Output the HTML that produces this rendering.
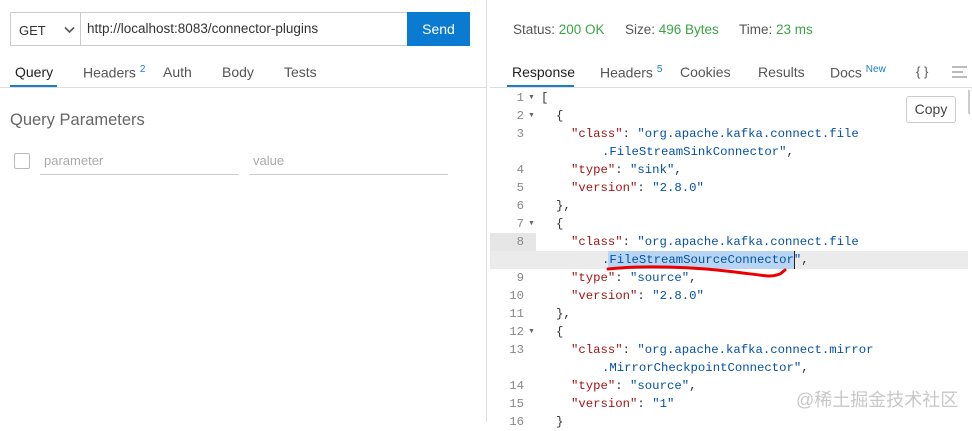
<!DOCTYPE html>
<html><head><meta charset="utf-8"><style>
*{margin:0;padding:0;box-sizing:border-box}
body{width:972px;height:422px;background:#fff;position:relative;overflow:hidden;font-family:"Liberation Sans","DejaVu Sans",sans-serif;color:#333}
.a{position:absolute;white-space:nowrap}
.code{font-family:"Liberation Mono",monospace;font-size:12.3px;line-height:18px;color:#333}
.k{color:#a31515}.s{color:#0451a5}
.ln{position:absolute;left:490px;width:34px;text-align:right;font-family:"Liberation Mono",monospace;font-size:12.3px;line-height:18px;color:#888}
.fa{position:absolute;left:528px;font-size:7px;color:#666}
</style></head><body>
<!-- left -->
<div class="a" style="left:10px;top:12px;width:71px;height:34px;border:1px solid #ccc"></div>
<div class="a" style="left:19px;top:23px;font-size:13px;color:#333">GET</div>
<svg class="a" style="left:64px;top:26px" width="11" height="8"><path d="M1 1.5L5.5 6L10 1.5" fill="none" stroke="#555" stroke-width="1.6"/></svg>
<div class="a" style="left:80px;top:12px;width:328px;height:34px;border:1px solid #ccc;border-left:none"></div>
<div class="a" style="left:87px;top:21px;font-size:13.5px;color:#333">http://localhost:8083/connector-plugins</div>
<div class="a" style="left:407px;top:12px;width:63px;height:34px;background:#0a7bd0;color:#fff;font-size:14px;text-align:center;line-height:34px">Send</div>
<div class="a" style="left:15px;top:64px;font-size:14px;color:#222">Query</div>
<div class="a" style="left:10px;top:85px;width:47px;height:3px;background:#1a7fc4"></div>
<div class="a" style="left:83px;top:64px;font-size:14px;color:#555">Headers <sup style="font-size:10px;color:#1a7fc4">2</sup></div>
<div class="a" style="left:163px;top:64px;font-size:14px;color:#555">Auth</div>
<div class="a" style="left:222px;top:64px;font-size:14px;color:#555">Body</div>
<div class="a" style="left:284px;top:64px;font-size:14px;color:#555">Tests</div>
<div class="a" style="left:0;top:87px;width:486px;height:1px;background:#ddd"></div>
<div class="a" style="left:10px;top:111px;font-size:16.5px;color:#666">Query Parameters</div>
<div class="a" style="left:14px;top:153px;width:16px;height:16px;border:1px solid #bbb;border-radius:2px"></div>
<div class="a" style="left:44px;top:153px;font-size:13px;color:#aaa">parameter</div>
<div class="a" style="left:40px;top:174px;width:199px;height:1px;background:#ccc"></div>
<div class="a" style="left:253px;top:153px;font-size:13px;color:#aaa">value</div>
<div class="a" style="left:249px;top:174px;width:199px;height:1px;background:#ccc"></div>
<div class="a" style="left:486px;top:0;width:1px;height:422px;background:#ddd"></div>
<!-- right -->
<div class="a" style="left:513px;top:22px;font-size:13.5px;color:#555">Status: <span style="color:#3aa545">200 OK</span></div>
<div class="a" style="left:625px;top:22px;font-size:13.5px;color:#555">Size: <span style="color:#3aa545">496 Bytes</span></div>
<div class="a" style="left:739px;top:22px;font-size:13.5px;color:#555">Time: <span style="color:#3aa545">23 ms</span></div>
<div class="a" style="left:512px;top:64px;font-size:14px;color:#222">Response</div>
<div class="a" style="left:507px;top:85px;width:67px;height:3px;background:#1a7fc4"></div>
<div class="a" style="left:600px;top:64px;font-size:14px;color:#555">Headers <sup style="font-size:10px;color:#1a7fc4">5</sup></div>
<div class="a" style="left:680px;top:64px;font-size:14px;color:#555">Cookies</div>
<div class="a" style="left:758px;top:64px;font-size:14px;color:#555">Results</div>
<div class="a" style="left:830px;top:64px;font-size:14px;color:#555">Docs <sup style="font-size:10px;color:#1a7fc4">New</sup></div>
<div class="a" style="left:916px;top:64px;font-size:13px;color:#555">{ }</div>
<svg class="a" style="left:952px;top:66px" width="16" height="12"><path d="M0 1H15M0 6H11M0 11H15" stroke="#777" stroke-width="1.1"/></svg>
<div class="a" style="left:490px;top:87px;width:482px;height:1px;background:#ddd"></div>
<div class="a" style="left:968px;top:90px;width:2px;height:24px;background:#ccc"></div>
<div class="a" style="left:906px;top:96px;width:50px;height:27px;border:1px solid #ccc;border-radius:3px;font-size:14px;color:#444;text-align:center;line-height:25px;background:#fff">Copy</div>
<!-- highlight -->
<div class="a" style="left:490px;top:233px;width:46px;height:18px;background:#e6e6e6"></div>
<div class="a" style="left:490px;top:251px;width:478px;height:18px;background:#ebebeb"></div>
<div class="a" style="left:608px;top:251px;width:186px;height:18px;background:#b9d5f4"></div>
<div class="a" style="left:794px;top:251px;width:1px;height:18px;background:#222"></div>
<!-- line numbers -->
<div class="ln" style="top:89px">1</div><div class="fa" style="top:94px">▼</div>
<div class="ln" style="top:107px">2</div><div class="fa" style="top:112px">▼</div>
<div class="ln" style="top:125px">3</div>
<div class="ln" style="top:161px">4</div>
<div class="ln" style="top:179px">5</div>
<div class="ln" style="top:197px">6</div>
<div class="ln" style="top:215px">7</div><div class="fa" style="top:220px">▼</div>
<div class="ln" style="top:233px">8</div>
<div class="ln" style="top:269px">9</div>
<div class="ln" style="top:287px">10</div>
<div class="ln" style="top:305px">11</div>
<div class="ln" style="top:323px">12</div><div class="fa" style="top:328px">▼</div>
<div class="ln" style="top:341px">13</div>
<div class="ln" style="top:377px">14</div>
<div class="ln" style="top:395px">15</div>
<div class="ln" style="top:413px">16</div>
<!-- code -->
<div class="a code" style="left:541px;top:89px">[</div>
<div class="a code" style="left:556px;top:107px">{</div>
<div class="a code" style="left:571px;top:125px"><span class="k">"class"</span>: <span class="s">"org.apache.kafka.connect.file</span></div>
<div class="a code" style="left:602px;top:143px"><span class="s">.FileStreamSinkConnector"</span>,</div>
<div class="a code" style="left:571px;top:161px"><span class="k">"type"</span>: <span class="s">"sink"</span>,</div>
<div class="a code" style="left:571px;top:179px"><span class="k">"version"</span>: <span class="s">"2.8.0"</span></div>
<div class="a code" style="left:556px;top:197px">},</div>
<div class="a code" style="left:556px;top:215px">{</div>
<div class="a code" style="left:571px;top:233px"><span class="k">"class"</span>: <span class="s">"org.apache.kafka.connect.file</span></div>
<div class="a code" style="left:602px;top:251px"><span class="s">.FileStreamSourceConnector"</span>,</div>
<div class="a code" style="left:571px;top:269px"><span class="k">"type"</span>: <span class="s">"source"</span>,</div>
<div class="a code" style="left:571px;top:287px"><span class="k">"version"</span>: <span class="s">"2.8.0"</span></div>
<div class="a code" style="left:556px;top:305px">},</div>
<div class="a code" style="left:556px;top:323px">{</div>
<div class="a code" style="left:571px;top:341px"><span class="k">"class"</span>: <span class="s">"org.apache.kafka.connect.mirror</span></div>
<div class="a code" style="left:602px;top:359px"><span class="s">.MirrorCheckpointConnector"</span>,</div>
<div class="a code" style="left:571px;top:377px"><span class="k">"type"</span>: <span class="s">"source"</span>,</div>
<div class="a code" style="left:571px;top:395px"><span class="k">"version"</span>: <span class="s">"1"</span></div>
<div class="a code" style="left:556px;top:413px">}</div>
<svg class="a" style="left:605px;top:264px" width="185" height="20"><path d="M3 5C40 1 90 3 130 8S165 13 175 10L180 6" fill="none" stroke="#e00" stroke-width="3" stroke-linecap="round"/></svg>
<div class="a" style="left:796px;top:386px;font-size:18px;color:#c8c8c8;font-family:'Liberation Sans','Noto Sans CJK SC',sans-serif">@稀土掘金技术社区</div>
</body></html>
----
**GIVEN INSTRUCTION:**
Exclude the pictures. Write out the remaining data exactly.

**RESULT OF THIS TASK:**
Output the HTML that produces this rendering.
<!DOCTYPE html>
<html><head><meta charset="utf-8"><style>
*{margin:0;padding:0;box-sizing:border-box}
body{width:972px;height:422px;background:#fff;position:relative;overflow:hidden;font-family:"Liberation Sans","DejaVu Sans",sans-serif;color:#333}
.a{position:absolute;white-space:nowrap}
.code{font-family:"Liberation Mono",monospace;font-size:12.3px;line-height:18px;color:#333}
.k{color:#a31515}.s{color:#0451a5}
.ln{position:absolute;left:490px;width:34px;text-align:right;font-family:"Liberation Mono",monospace;font-size:12.3px;line-height:18px;color:#888}
.fa{position:absolute;left:528px;font-size:7px;color:#666}
</style></head><body>
<!-- left -->
<div class="a" style="left:10px;top:12px;width:71px;height:34px;border:1px solid #ccc"></div>
<div class="a" style="left:19px;top:23px;font-size:13px;color:#333">GET</div>
<svg class="a" style="left:64px;top:26px" width="11" height="8"><path d="M1 1.5L5.5 6L10 1.5" fill="none" stroke="#555" stroke-width="1.6"/></svg>
<div class="a" style="left:80px;top:12px;width:328px;height:34px;border:1px solid #ccc;border-left:none"></div>
<div class="a" style="left:87px;top:21px;font-size:13.5px;color:#333">http://localhost:8083/connector-plugins</div>
<div class="a" style="left:407px;top:12px;width:63px;height:34px;background:#0a7bd0;color:#fff;font-size:14px;text-align:center;line-height:34px">Send</div>
<div class="a" style="left:15px;top:64px;font-size:14px;color:#222">Query</div>
<div class="a" style="left:10px;top:85px;width:47px;height:3px;background:#1a7fc4"></div>
<div class="a" style="left:83px;top:64px;font-size:14px;color:#555">Headers <sup style="font-size:10px;color:#1a7fc4">2</sup></div>
<div class="a" style="left:163px;top:64px;font-size:14px;color:#555">Auth</div>
<div class="a" style="left:222px;top:64px;font-size:14px;color:#555">Body</div>
<div class="a" style="left:284px;top:64px;font-size:14px;color:#555">Tests</div>
<div class="a" style="left:0;top:87px;width:486px;height:1px;background:#ddd"></div>
<div class="a" style="left:10px;top:111px;font-size:16.5px;color:#666">Query Parameters</div>
<div class="a" style="left:14px;top:153px;width:16px;height:16px;border:1px solid #bbb;border-radius:2px"></div>
<div class="a" style="left:44px;top:153px;font-size:13px;color:#aaa">parameter</div>
<div class="a" style="left:40px;top:174px;width:199px;height:1px;background:#ccc"></div>
<div class="a" style="left:253px;top:153px;font-size:13px;color:#aaa">value</div>
<div class="a" style="left:249px;top:174px;width:199px;height:1px;background:#ccc"></div>
<div class="a" style="left:486px;top:0;width:1px;height:422px;background:#ddd"></div>
<!-- right -->
<div class="a" style="left:513px;top:22px;font-size:13.5px;color:#555">Status: <span style="color:#3aa545">200 OK</span></div>
<div class="a" style="left:625px;top:22px;font-size:13.5px;color:#555">Size: <span style="color:#3aa545">496 Bytes</span></div>
<div class="a" style="left:739px;top:22px;font-size:13.5px;color:#555">Time: <span style="color:#3aa545">23 ms</span></div>
<div class="a" style="left:512px;top:64px;font-size:14px;color:#222">Response</div>
<div class="a" style="left:507px;top:85px;width:67px;height:3px;background:#1a7fc4"></div>
<div class="a" style="left:600px;top:64px;font-size:14px;color:#555">Headers <sup style="font-size:10px;color:#1a7fc4">5</sup></div>
<div class="a" style="left:680px;top:64px;font-size:14px;color:#555">Cookies</div>
<div class="a" style="left:758px;top:64px;font-size:14px;color:#555">Results</div>
<div class="a" style="left:830px;top:64px;font-size:14px;color:#555">Docs <sup style="font-size:10px;color:#1a7fc4">New</sup></div>
<div class="a" style="left:916px;top:64px;font-size:13px;color:#555">{ }</div>
<svg class="a" style="left:952px;top:66px" width="16" height="12"><path d="M0 1H15M0 6H11M0 11H15" stroke="#777" stroke-width="1.1"/></svg>
<div class="a" style="left:490px;top:87px;width:482px;height:1px;background:#ddd"></div>
<div class="a" style="left:968px;top:90px;width:2px;height:24px;background:#ccc"></div>
<div class="a" style="left:906px;top:96px;width:50px;height:27px;border:1px solid #ccc;border-radius:3px;font-size:14px;color:#444;text-align:center;line-height:25px;background:#fff">Copy</div>
<!-- highlight -->
<div class="a" style="left:490px;top:233px;width:46px;height:18px;background:#e6e6e6"></div>
<div class="a" style="left:490px;top:251px;width:478px;height:18px;background:#ebebeb"></div>
<div class="a" style="left:608px;top:251px;width:186px;height:18px;background:#b9d5f4"></div>
<div class="a" style="left:794px;top:251px;width:1px;height:18px;background:#222"></div>
<!-- line numbers -->
<div class="ln" style="top:89px">1</div><div class="fa" style="top:94px">▼</div>
<div class="ln" style="top:107px">2</div><div class="fa" style="top:112px">▼</div>
<div class="ln" style="top:125px">3</div>
<div class="ln" style="top:161px">4</div>
<div class="ln" style="top:179px">5</div>
<div class="ln" style="top:197px">6</div>
<div class="ln" style="top:215px">7</div><div class="fa" style="top:220px">▼</div>
<div class="ln" style="top:233px">8</div>
<div class="ln" style="top:269px">9</div>
<div class="ln" style="top:287px">10</div>
<div class="ln" style="top:305px">11</div>
<div class="ln" style="top:323px">12</div><div class="fa" style="top:328px">▼</div>
<div class="ln" style="top:341px">13</div>
<div class="ln" style="top:377px">14</div>
<div class="ln" style="top:395px">15</div>
<div class="ln" style="top:413px">16</div>
<!-- code -->
<div class="a code" style="left:541px;top:89px">[</div>
<div class="a code" style="left:556px;top:107px">{</div>
<div class="a code" style="left:571px;top:125px"><span class="k">"class"</span>: <span class="s">"org.apache.kafka.connect.file</span></div>
<div class="a code" style="left:602px;top:143px"><span class="s">.FileStreamSinkConnector"</span>,</div>
<div class="a code" style="left:571px;top:161px"><span class="k">"type"</span>: <span class="s">"sink"</span>,</div>
<div class="a code" style="left:571px;top:179px"><span class="k">"version"</span>: <span class="s">"2.8.0"</span></div>
<div class="a code" style="left:556px;top:197px">},</div>
<div class="a code" style="left:556px;top:215px">{</div>
<div class="a code" style="left:571px;top:233px"><span class="k">"class"</span>: <span class="s">"org.apache.kafka.connect.file</span></div>
<div class="a code" style="left:602px;top:251px"><span class="s">.FileStreamSourceConnector"</span>,</div>
<div class="a code" style="left:571px;top:269px"><span class="k">"type"</span>: <span class="s">"source"</span>,</div>
<div class="a code" style="left:571px;top:287px"><span class="k">"version"</span>: <span class="s">"2.8.0"</span></div>
<div class="a code" style="left:556px;top:305px">},</div>
<div class="a code" style="left:556px;top:323px">{</div>
<div class="a code" style="left:571px;top:341px"><span class="k">"class"</span>: <span class="s">"org.apache.kafka.connect.mirror</span></div>
<div class="a code" style="left:602px;top:359px"><span class="s">.MirrorCheckpointConnector"</span>,</div>
<div class="a code" style="left:571px;top:377px"><span class="k">"type"</span>: <span class="s">"source"</span>,</div>
<div class="a code" style="left:571px;top:395px"><span class="k">"version"</span>: <span class="s">"1"</span></div>
<div class="a code" style="left:556px;top:413px">}</div>
<svg class="a" style="left:605px;top:264px" width="185" height="20"><path d="M3 5C40 1 90 3 130 8S165 13 175 10L180 6" fill="none" stroke="#e00" stroke-width="3" stroke-linecap="round"/></svg>
<div class="a" style="left:796px;top:386px;font-size:18px;color:#c8c8c8;font-family:'Liberation Sans','Noto Sans CJK SC',sans-serif">@稀土掘金技术社区</div>
</body></html>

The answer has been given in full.